Finality of the Special Administrator's Settlement
The Court also considered the finality of the special administrator's settlement in the absence of fraud. The judgment of the probate court discharging the special administrator was deemed final and conclusive, even without notice to distributees. The Court noted that the Missouri statute allowed for this settlement to be binding unless fraud was alleged, which was not the case here. The decision underscored that the statutory provisions were sufficient to protect the rights of the parties involved, as the regular executor or administrator had the chance to ensure the settlement's accuracy before accepting it. The Court affirmed that this process did not infringe upon constitutional protections afforded by due process.
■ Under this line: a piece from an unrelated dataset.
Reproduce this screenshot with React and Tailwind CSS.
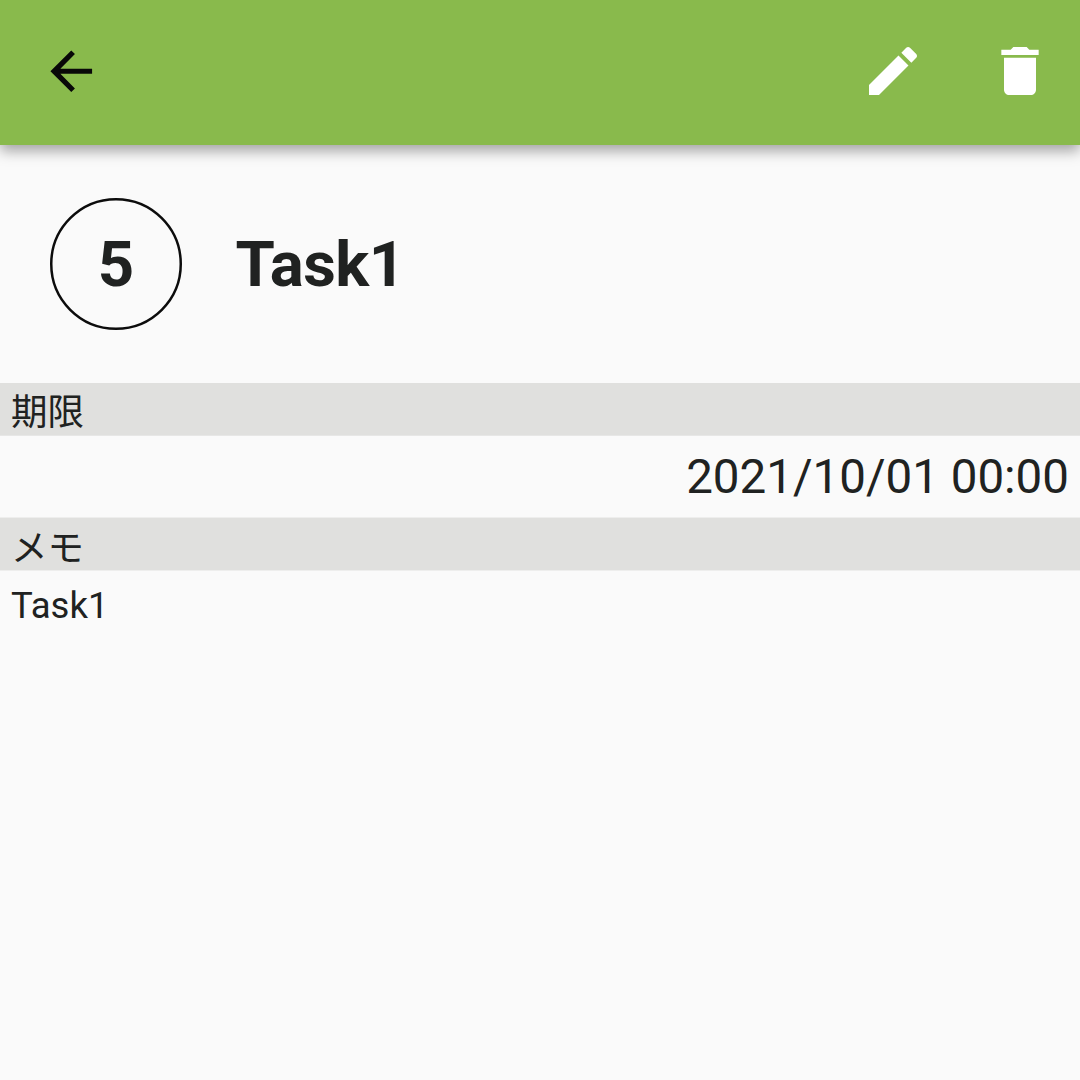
const sans = "font-['Roboto','Noto_Sans_CJK_JP',sans-serif]";

function Icon({ d, className }) {
  return (
    <svg viewBox="0 0 24 24" fill="currentColor" className={className}>
      <path d={d} />
    </svg>
  );
}

function SectionHeader({ children, className }) {
  return (
    <h2 className={`flex items-center border-b bg-[#e0e0de] pl-[11px] text-[36.5px] font-normal leading-none ${className}`}>
      {children}
    </h2>
  );
}

export default function App() {
  return (
    <div className={`flex h-[1080px] w-[1080px] flex-col overflow-hidden bg-[#fafafa] text-[#202221] ${sans}`}>
      <header className="z-10 flex h-[145px] shrink-0 items-center bg-[#89ba4c] pb-[3px] pl-[40px] pr-[28px] shadow-[0_6px_13px_rgba(0,0,0,0.35)]">
        <button aria-label="Back" className="text-[#080808]">
          <Icon className="size-[62.5px]" d="M20 11H7.83l5.59-5.59L12 4l-8 8 8 8 1.41-1.41L7.83 13H20v-2z" />
        </button>
        <div className="ml-auto flex gap-[63px] text-white">
          <button aria-label="Edit">
            <Icon className="size-[64px]" d="M3 17.25V21h3.75L17.81 9.94l-3.75-3.75L3 17.25zM20.71 7.04c.39-.39.39-1.02 0-1.41l-2.34-2.34c-.39-.39-1.02-.39-1.41 0l-1.83 1.83 3.75 3.75 1.83-1.83z" />
          </button>
          <button aria-label="Delete">
            <Icon className="size-[64px]" d="M6 19c0 1.1.9 2 2 2h8c1.1 0 2-.9 2-2V7H6v12zM19 4h-3.5l-1-1h-5l-1 1H5v2h14V4z" />
          </button>
        </div>
      </header>
      <main className="flex flex-col">
        <div className="flex h-[238px] items-center gap-[53.5px] pl-[50px] text-[63.5px] font-bold leading-[64px]">
          <div className="relative flex size-[132px] items-center justify-center">
            <svg viewBox="0 0 132 132" className="absolute inset-0" fill="none" stroke="#0c0c0c" strokeWidth="2.5">
              <circle cx="66" cy="66" r="64.75" />
            </svg>
            <span className="pt-[2px]">5</span>
          </div>
          <h1 className="pt-[2px] tracking-[-0.5px]">Task1</h1>
        </div>
        <SectionHeader className="h-[53px] border-[#e7e7e6] pt-[9px]">期限</SectionHeader>
        <p className="flex h-[81px] items-center justify-end pr-[11px] pt-[3px] text-[47.5px] leading-none">2021/10/01 00:00</p>
        <SectionHeader className="h-[54px] border-t border-[#eeeeed] pt-[10px]">メモ</SectionHeader>
        <p className="flex h-[69px] items-center pl-[11px] pt-px text-[36.5px] leading-none">Task1</p>
      </main>
    </div>
  );
}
Conclusion of the Court's Reasoning
In conclusion, the U.S. Supreme Court affirmed the judgment of the Supreme Court of Missouri, holding that the Missouri statute did not violate the due process clause of the U.S. Constitution. The Court's reasoning hinged on the role of the regular executor or administrator as a representative of the estate's distributees, allowing for the protection of their interests in the settlement process. By permitting the regular representative to review and contest the settlement if necessary, the statutory framework provided adequate procedural safeguards. The Court found that this arrangement did not deprive distributees of their property without due process, as the special administrator's temporary settlement occurred under judicial oversight. The decision reinforced the principle that due process does not always require direct notice to all interested parties if their interests are adequately represented and protected by the legal process.